Serverless Data Processing with AWS Step Functions — An Example
Building on the pros and cons of AWS Step Functions as evaluated by Nikola Milicic here, this article presents our working example of the conditional and potentially complex data pipelines that can be achieved serverlessly via AWS Step Functions and their integration with several AWS cloud products, such as AWS Lambda.
The Use Case
In this example use case, we are processing the customer reviews of a company which provides many products and services. The company wants to handle negative reviews quickly and appropriately, but does not have the resources to read each review.
By using an AWS Step Function in the data pipeline for customer reviews, each review can be categorised by metadata, sent to the appropriate sentiment analysis (implemented with AWS Comprehend), send out automatic notifications if negative feedback is detected, write relevant data to the review database, and appropriately handle errors at each stage of this process, all achieved serverlessly.
The State Machine
Step Functions allow us to define a state machine using Amazon States Language (ASL), which is essentially a JSON object that defines the available states of the state machine, as well as the connections between them.
AWS generates a flowchart from our ASL code, which allows us to better visualise the machine, as seen here:
AWS Automatically generates and updates your flowchart as you modify your state machine.
Additionally, each state machine execution provides a colour-coded flowchart of status and outcome, improving the visibility of failure points and paths taken through the machine. An example of this shown below.
The full ASL code is accessible from our GitHub repository, available here.
Contribute to servian/aws-step-function-example development by creating an account on GitHub.github.com
We can use a Lambda function to trigger the state-machine and pass through the file details, upon its landing in the S3 bucket. In our example, we trigger the Lambda function each time a CSV file is dropped in the /reviews folder of our S3 bucket, which in turn triggers the Step Function.
Step machines can also be triggered using other trigger conditions and other methods. For example, periodic triggers can be set using Amazon CloudWatch Events rules.
Reading the Input
In our example, reviews are submitted as single-line CSV files with parameter headers. However, this implementation could easily be extended to other input data formats, perhaps utilising alternative storage solutions from AWS, such as Kinesis Streams or SQS.

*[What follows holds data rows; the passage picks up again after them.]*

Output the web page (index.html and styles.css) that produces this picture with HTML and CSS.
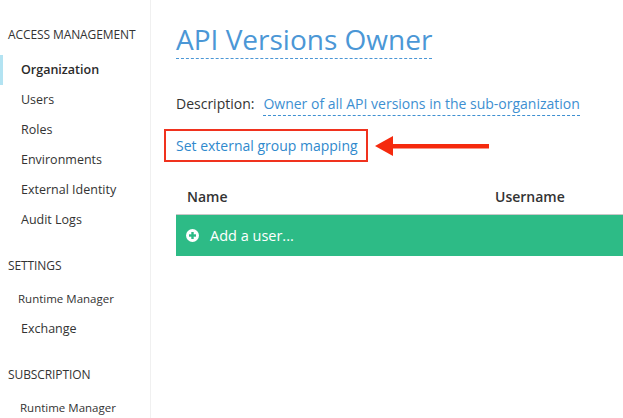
FILE: index.html
```html
<!DOCTYPE html>
<html>
<head>
<meta charset="utf-8">
<link rel="stylesheet" href="styles.css">
</head>
<body>
<div class="page">
  <aside class="sidebar">
    <div class="section-title first">ACCESS MANAGEMENT</div>
    <a class="nav-item active">Organization</a>
    <a class="nav-item">Users</a>
    <a class="nav-item">Roles</a>
    <a class="nav-item">Environments</a>
    <a class="nav-item">External Identity</a>
    <a class="nav-item">Audit Logs</a>
    <div class="section-title">SETTINGS</div>
    <a class="nav-item small">Runtime Manager</a>
    <a class="nav-item">Exchange</a>
    <div class="section-title">SUBSCRIPTION</div>
    <a class="nav-item small sub">Runtime Manager</a>
  </aside>
  <main class="main">
    <h1 class="title"><span class="editable">API Versions Owner</span></h1>
    <div class="desc">
      <span class="desc-label">Description:</span>
      <span class="desc-value editable">Owner of all API versions in the sub-organization</span>
    </div>
    <div class="mapping-row">
      <a class="mapping-link">Set external group mapping</a>
      <svg class="arrow" width="118" height="24" viewBox="0 0 118 24">
        <polygon points="0,12 18,2 18,22" fill="#f52a0e"/>
        <rect x="16" y="10" width="98" height="4.5" fill="#f52a0e"/>
      </svg>
    </div>
    <div class="table">
      <div class="table-head">
        <div class="col-name">Name</div>
        <div class="col-user">Username</div>
      </div>
      <div class="add-row">
        <svg class="plus" width="13" height="13" viewBox="0 0 13 13">
          <circle cx="6.5" cy="6.5" r="6.5" fill="#fff"/>
          <rect x="3" y="5.3" width="7" height="2.4" fill="#2dbb86"/>
          <rect x="5.3" y="3" width="2.4" height="7" fill="#2dbb86"/>
        </svg>
        <span>Add a user...</span>
      </div>
    </div>
  </main>
</div>
</body>
</html>
```
FILE: styles.css
```css
* { box-sizing: border-box; }
html, body { margin: 0; padding: 0; background: #fff; }
body {
  font-family: "Open Sans", "DejaVu Sans", sans-serif;
  color: #333;
  width: 623px;
  height: 418px;
  overflow: hidden;
}
.page { display: flex; height: 418px; }
.sidebar {
  width: 151px;
  flex: none;
  border-right: 1px solid #f0f0f0;
  padding-top: 27px;
  display: flex;
  flex-direction: column;
}
.section-title {
  font-size: 12px;
  line-height: 15px;
  height: 15px;
  padding-left: 8px;
  color: #333;
  margin-top: 23px;
  margin-bottom: 11px;
  letter-spacing: -0.1px;
}
.section-title.first { margin-top: 0; margin-bottom: 13px; }
.nav-item {
  display: block;
  height: 30px;
  line-height: 30px;
  font-size: 12.5px;
  padding-left: 18px;
  color: #333;
  border-left: 3px solid transparent;
}
.nav-item.active {
  border-left-color: #b3e3f2;
  font-weight: 600;
  font-size: 12.5px;
  color: #2a2a2a;
}
.nav-item.small { font-size: 11.5px; padding-left: 15px; }
.nav-item.small.sub { padding-left: 17px; }

.main {
  flex: 1;
  padding-left: 25px;
  padding-top: 21px;
  min-width: 0;
}
.title {
  margin: 0;
  font-weight: 400;
  font-size: 28px;
  line-height: 37px;
  color: #4b97d6;
}
.editable { border-bottom: 1px dashed #4b97d6; padding-bottom: 1px; }
.title .editable { padding-bottom: 0; }
.desc {
  margin-top: 36px;
  font-size: 14px;
  line-height: 20px;
  display: flex;
  gap: 9px;
}
.desc-label { color: #333; }
.desc-value { color: #3d8fd1; border-bottom-color: #3d8fd1; }
.mapping-row {
  margin-top: 13px;
  display: flex;
  align-items: center;
  margin-left: -12px;
}
.mapping-link {
  display: block;
  border: 2px solid #f0321e;
  height: 33px;
  line-height: 29px;
  padding: 0 8px 0 10px;
  font-size: 14px;
  color: #2f89cd;
}
.arrow { margin-left: 7px; }
.table { margin-top: 21px; }
.table-head {
  display: flex;
  height: 32px;
  padding-bottom: 5px;
  align-items: center;
  font-size: 14px;
  font-weight: 600;
  color: #333;
  border-bottom: 1px solid #c8c8c8;
}
.col-name { width: 319px; padding-left: 11px; }
.col-user { flex: 1; }
.add-row {
  height: 41px;
  background: #2dbb86;
  display: flex;
  align-items: center;
  padding-left: 10px;
  color: #fff;
  font-size: 14.5px;
}
.plus { margin-right: 11px; }
```
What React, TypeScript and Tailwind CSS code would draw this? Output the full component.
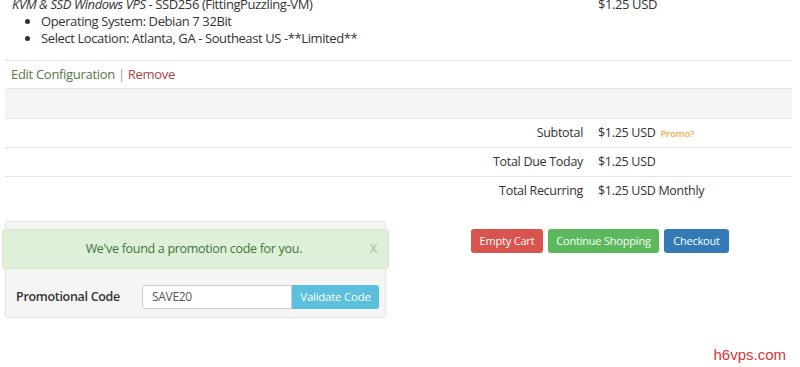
export default function App() {
  return (
    <div className="h-[367px] w-[800px] overflow-hidden bg-white font-['Open_Sans',sans-serif] text-[12.5px] tracking-[-0.3px] text-[#333]">
      <div className="mx-[5px] w-[787px]">
        {/* Cart item */}
        <div className="flex h-[61px] border-b border-[#e5e5e5] text-[13px] tracking-[-0.4px]">
          <div className="-mt-[4px] w-[593px] pl-[7px] leading-[17px]">
            <div>
              <span className="italic">KVM &amp; SSD Windows VPS</span> - SSD256 (FittingPuzzling-VM)
            </div>
            <ul className="list-disc pl-[29px]">
              <li>Operating System: Debian 7 32Bit</li>
              <li>Select Location: Atlanta, GA - Southeast US -**Limited**</li>
            </ul>
          </div>
          <div className="-mt-[4px] leading-[17px]">$1.25 USD</div>
        </div>

        <div className="flex h-[28px] items-center border-b border-[#e5e5e5] pl-[6px] text-[13px]">
          <span className="text-[#557a46]">Edit Configuration</span>
          <span className="mx-[3px] text-[#999]">|</span>
          <span className="text-[#a94442]">Remove</span>
        </div>

        <div className="h-[30px] border-b border-[#e5e5e5] bg-[#f5f5f5]" />

        {/* Totals */}
        {[
          { label: "Subtotal", value: "$1.25 USD", promo: true },
          { label: "Total Due Today", value: "$1.25 USD" },
          { label: "Total Recurring", value: "$1.25 USD Monthly" },
        ].map((row, i) => (
          <div
            key={row.label}
            className={`flex h-[29px] items-center ${i < 2 ? "border-b border-[#e5e5e5]" : ""}`}
          >
            <div className="w-[578px] text-right">{row.label}</div>
            <div className="ml-[15px]">
              {row.value}
              {row.promo && (
                <span className="ml-[5px] text-[9.5px] font-semibold tracking-[-0.2px] text-[#f0ad4e]">Promo?</span>
              )}
            </div>
          </div>
        ))}

        {/* Promo + actions */}
        <div className="mt-[15px] flex items-start">
          <div className="w-[381px] rounded-[3px] border border-[#e3e3e3] bg-[#f5f5f5] pb-[8px] pl-[10px] pr-[6px] pt-[7px]">
            <div className="-ml-[14px] -mr-[10px] flex h-[40px] items-center rounded-[3px] border border-[#d6e9c6] bg-[#dff0d8] pl-[15px] pr-[11px] text-[#3c763d]">
              <span className="flex-1 text-center">We've found a promotion code for you.</span>
              <span className="text-[13px] text-[#aab7a6]">X</span>
            </div>
            <div className="mt-[16px] flex h-[24px] items-center">
              <span className="w-[126px] font-semibold">Promotional Code</span>
              <div className="flex h-[24px] w-[150px] items-center rounded-l-[3px] border border-[#ccc] bg-white pl-[9px] text-[12px] text-[#555]">
                SAVE20
              </div>
              <button className="h-[24px] w-[87px] rounded-r-[3px] bg-[#5bc0de] text-[11.5px] tracking-[-0.25px] text-white">
                Validate Code
              </button>
            </div>
          </div>

          <div className="ml-[85px] mt-[8px] flex gap-[5px] text-[11px] tracking-[-0.2px] text-white">
            <button className="h-[24px] w-[72px] rounded-[3px] bg-[#d9534f]">Empty Cart</button>
            <button className="h-[24px] w-[111px] rounded-[3px] bg-[#5cb85c]">Continue Shopping</button>
            <button className="h-[24px] w-[65px] rounded-[3px] bg-[#337ab7]">Checkout</button>
          </div>
        </div>
      </div>

      <div className="mt-[26px] pr-[14px] text-right font-['Liberation_Sans',sans-serif] text-[15px] tracking-normal text-[#d33]">
        h6vps.com
      </div>
    </div>
  );
}
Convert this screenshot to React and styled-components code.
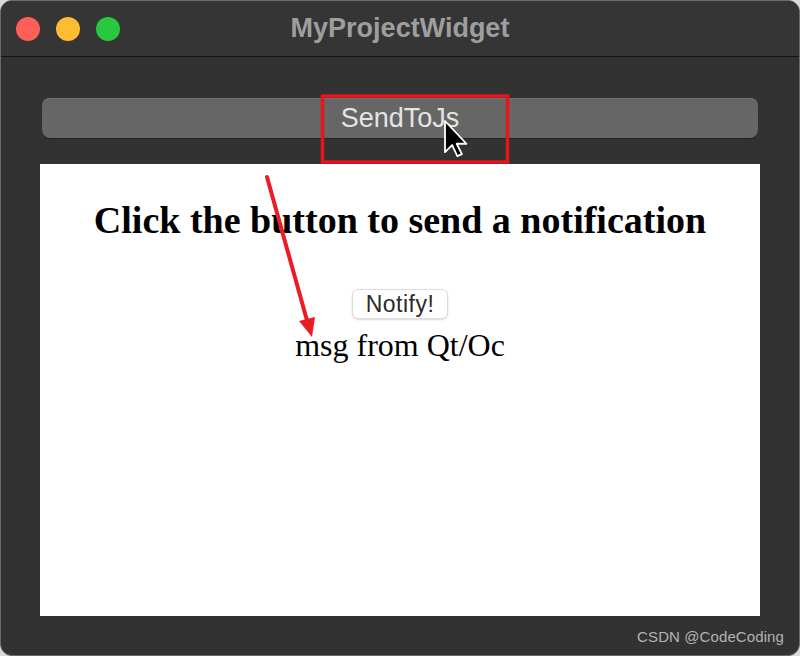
import styled, { createGlobalStyle } from "styled-components";

const GlobalStyle = createGlobalStyle`
  html, body {
    margin: 0;
    padding: 0;
    background: #d9d9d9;
  }
  * {
    box-sizing: border-box;
  }
`;

const Window = styled.div`
  position: relative;
  width: 800px;
  height: 656px;
  display: flex;
  flex-direction: column;
  background: #323232;
  border: 1px solid #6a6a6a;
  border-radius: 12px;
  overflow: hidden;
  font-family: "Liberation Sans", Arial, sans-serif;
`;

const TitleBar = styled.div`
  height: 56px;
  display: grid;
  grid-template-columns: 1fr auto 1fr;
  align-items: center;
  background: #353535;
  border-bottom: 1px solid #141414;
`;

const Lights = styled.div`
  display: flex;
  gap: 16px;
  padding-left: 15px;
`;

const Light = styled.span`
  width: 24px;
  height: 24px;
  border-radius: 50%;
  background: ${(p) => p.$color};
`;

const Title = styled.div`
  font-size: 27px;
  font-weight: bold;
  color: #9e9e9e;
  padding-bottom: 1px;
`;

const Content = styled.div`
  flex: 1;
  display: flex;
  flex-direction: column;
  padding: 0 39px;
`;

const SendButton = styled.button`
  margin: 41px 2px 0;
  height: 40px;
  border: none;
  border-radius: 8px;
  background: #666666;
  box-shadow: inset 0 1px 0 #707070, 0 1px 1px rgba(0, 0, 0, 0.35);
  color: #e4e4e4;
  font-family: "Liberation Sans", Arial, sans-serif;
  font-size: 27px;
  padding: 0;
`;

const WebView = styled.div`
  margin-top: 26px;
  height: 452px;
  background: #ffffff;
  display: flex;
  flex-direction: column;
  align-items: center;
  padding-top: 35px;
  font-family: "Liberation Serif", "Times New Roman", serif;
  color: #000;
`;

const Heading = styled.h1`
  margin: 0;
  font-size: 38px;
  font-weight: bold;
  line-height: 42px;
`;

const NotifyButton = styled.button`
  margin-top: 48px;
  height: 30px;
  padding: 0 13px;
  background: #fff;
  border: 1px solid #dcdcdc;
  border-radius: 6px;
  box-shadow: 0 1px 2px rgba(0, 0, 0, 0.15);
  font-family: "Liberation Sans", Arial, sans-serif;
  font-size: 23px;
  letter-spacing: 0.5px;
  color: #2a2a2a;
`;

const Message = styled.div`
  margin-top: 8px;
  font-size: 32px;
  line-height: 36px;
`;

const Footer = styled.div`
  flex: 1;
  padding: 12px 15px 0 0;
  text-align: right;
  font-size: 15px;
  letter-spacing: 0.1px;
  color: #b2b2b2;
`;

const Overlay = styled.svg`
  position: absolute;
  left: -1px;
  top: -1px;
  width: 800px;
  height: 656px;
  pointer-events: none;
`;

export default function App() {
  return (
    <>
      <GlobalStyle />
      <Window>
        <TitleBar>
          <Lights>
            <Light $color="#fe5f57" />
            <Light $color="#febc2e" />
            <Light $color="#28c840" />
          </Lights>
          <Title>MyProjectWidget</Title>
          <div />
        </TitleBar>
        <Content>
          <SendButton>SendToJs</SendButton>
          <WebView>
            <Heading>Click the button to send a notification</Heading>
            <NotifyButton>Notify!</NotifyButton>
            <Message>msg from Qt/Oc</Message>
          </WebView>
        </Content>
        <Footer>CSDN @CodeCoding</Footer>

        {/* annotations drawn over the screenshot */}
        <Overlay viewBox="0 0 800 656">
          <rect
            x="322.5"
            y="96"
            width="185"
            height="66"
            fill="none"
            stroke="#e8141c"
            strokeWidth="3.5"
          />
          <line
            x1="267"
            y1="177"
            x2="308"
            y2="324"
            stroke="#ec1c24"
            strokeWidth="4"
            strokeLinecap="round"
          />
          <polygon points="312,337 299,321 315,317" fill="#ec1c24" />
          <path
            transform="translate(445 121) scale(1.3)"
            d="M0 0 L0 24 L5.5 18.5 L9.5 27 L13 25.5 L9 17.5 L16.5 17.5 Z"
            fill="#000"
            stroke="#fff"
            strokeWidth="1.4"
            strokeLinejoin="round"
          />
        </Overlay>
      </Window>
    </>
  );
}
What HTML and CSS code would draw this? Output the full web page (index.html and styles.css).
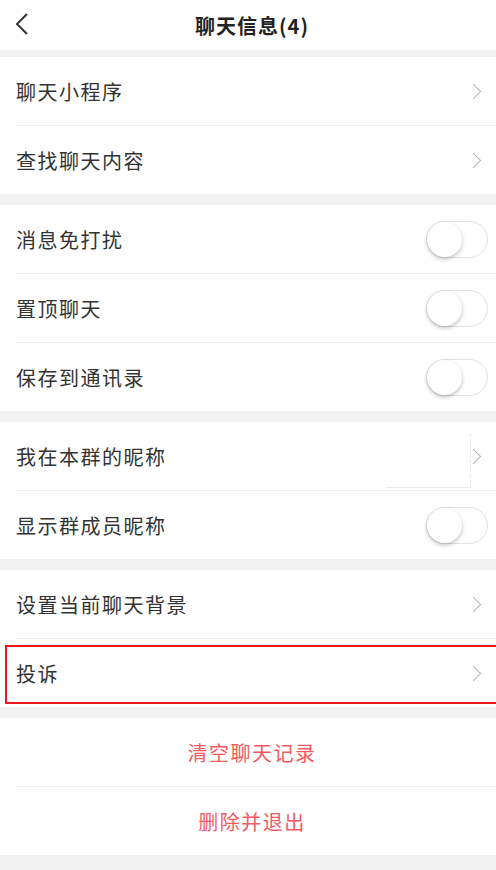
FILE: index.html
```html
<!DOCTYPE html>
<html lang="zh-CN">
<head>
  <meta charset="UTF-8">
  <meta name="viewport" content="width=device-width, initial-scale=1.0">
  <title>聊天信息</title>
  <link rel="stylesheet" href="styles.css">
</head>
<body>
  <div class="header">
    <span class="back">
      <svg width="14" height="22" viewBox="0 0 14 22"><path d="M12 1 L2 11 L12 21" fill="none" stroke="#333" stroke-width="2"/></svg>
    </span>
    <span class="title">聊天信息(4)</span>
  </div>

  <div class="group">
    <div class="row"><span class="label">聊天小程序</span><span class="arrow"></span></div>
    <div class="row"><span class="label">查找聊天内容</span><span class="arrow"></span></div>
  </div>

  <div class="group">
    <div class="row"><span class="label">消息免打扰</span><span class="switch"></span></div>
    <div class="row"><span class="label">置顶聊天</span><span class="switch"></span></div>
    <div class="row"><span class="label">保存到通讯录</span><span class="switch"></span></div>
  </div>

  <div class="group">
    <div class="row"><span class="label">我在本群的昵称</span><span class="ghost"></span><span class="arrow"></span></div>
    <div class="row"><span class="label">显示群成员昵称</span><span class="switch"></span></div>
  </div>

  <div class="group">
    <div class="row"><span class="label">设置当前聊天背景</span><span class="arrow"></span></div>
    <div class="row marked"><span class="label">投诉</span><span class="arrow"></span></div>
  </div>

  <div class="group">
    <div class="row action">清空聊天记录</div>
    <div class="row action">删除并退出</div>
  </div>
</body>
</html>
```

FILE: styles.css
```css
body {
  margin: 0;
  background-color: #f2f2f2;
  font-family: "Noto Sans CJK SC", "Noto Sans", sans-serif;
  color: #333;
}
.header {
  height: 50px;
  background-color: #fff;
  display: flex;
  align-items: center;
  justify-content: center;
  position: relative;
  margin-bottom: 7px;
}
.back {
  position: absolute;
  left: 15px;
  top: 13px;
  height: 22px;
}
.title {
  font-size: 20px;
  font-weight: bold;
  color: #222;
  letter-spacing: 1px;
  margin-left: 8px;
}
.group {
  background-color: #fff;
  margin-bottom: 11px;
}
.row {
  height: 68px;
  display: flex;
  align-items: center;
  justify-content: space-between;
  padding: 0 8px 0 16px;
  position: relative;
}
.row + .row {
  border-top: 1px solid #efefef;
}
.row + .row::before {
  content: "";
  position: absolute;
  left: 0;
  top: -1px;
  width: 16px;
  height: 1px;
  background-color: #fff;
}
.label {
  font-size: 20px;
  letter-spacing: 1.5px;
}
.arrow {
  width: 10px;
  height: 10px;
  border-top: 1.5px solid #b4b4b4;
  border-right: 1.5px solid #b4b4b4;
  transform: rotate(45deg);
  margin-right: 9px;
}
.switch {
  width: 60px;
  height: 35px;
  border: 1px solid #e2e2e2;
  border-radius: 19px;
  background-color: #fff;
  position: relative;
}
.switch::after {
  content: "";
  position: absolute;
  left: 0;
  top: 0;
  width: 35px;
  height: 35px;
  border-radius: 50%;
  background-color: #fff;
  box-shadow: 0 2px 4px rgba(0, 0, 0, 0.25);
}
.ghost {
  position: absolute;
  left: 386px;
  top: 12px;
  width: 84px;
  height: 53px;
  border-right: 1px dashed #e6e6e6;
  border-bottom: 1px solid #ededed;
}
.marked::after {
  content: "";
  position: absolute;
  left: 5px;
  right: -2px;
  top: 6px;
  bottom: 3px;
  border: 2px solid #f0141c;
}
.action {
  justify-content: center;
  padding: 0 0 0 8px;
  font-size: 20px;
  letter-spacing: 1.5px;
  color: #f45a60;
}
```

The Lambda function below reads the input file and outputs its data.
Product or Service?
Our company wants the capability to address reviews differently based on whether the review is for a product or service. To implement this functionality we use a “Choice” block of the Step Function.
More complex use cases could employ multiple branching classifications, or even complex ML models for classification, stored in S3 and evaluated using Lambda functions.
We perform sentiment analysis on the review data, returning ‘POSITIVE’, ‘NEGATIVE’, or ‘NEUTRAL’. Calling Amazon Comprehend in a Lambda function, we can achieve this with not much more than one line of code:
A more detailed implementation could use other features of Amazon Comprehend to further delineate the review procedure, perhaps by detecting entities or named entities in the customer’s review to determine the most appropriate company department or staff member to alert.
Positive or Negative?
As our use case is focused on handling negative reviews, our pipeline only sends a notification via SNS if the result of the sentiment analysis is “NEGATIVE”. This is implemented using a second “Choice” block in the state machine:
Using a choice block allows easy and transparent error handling, as indicated by the default choice states of SentimentFail (unexpected result from sentiment analysis) and CategorisationFail (unable to categorise the input).
In our example, a notification is sent to the company via email whenever a negative review is placed. Using AWS’s Simple Notification Service (SNS), this is achieved in a single Lambda function call. Additionally, the message contains dynamic information depending on the details of the data being processed.
Writing results to the Database
Whether the result from the sentiment analysis is positive or negative, we want to store the results in a database for future reference. In our example, we use a short Lambda function to write to the database and pass input variables through to the output.
AWS’s DynamoDB is well-integrated into both Step Functions and Lambda, meaning that similar functionality can also be achieved directly through AWS Step Functions.
Using AWS Step Functions and Lambda, we have demonstrated how a serverless data pipeline can be achieved with only a handful of code, with a relatively high complexity ceiling, in-built scaling and parallelisation, and integration with many diverse AWS products. The above example is only a toy example for demonstration purposes, but hopefully it will serve as inspiration for other ideas which can now be achieved serverlessly.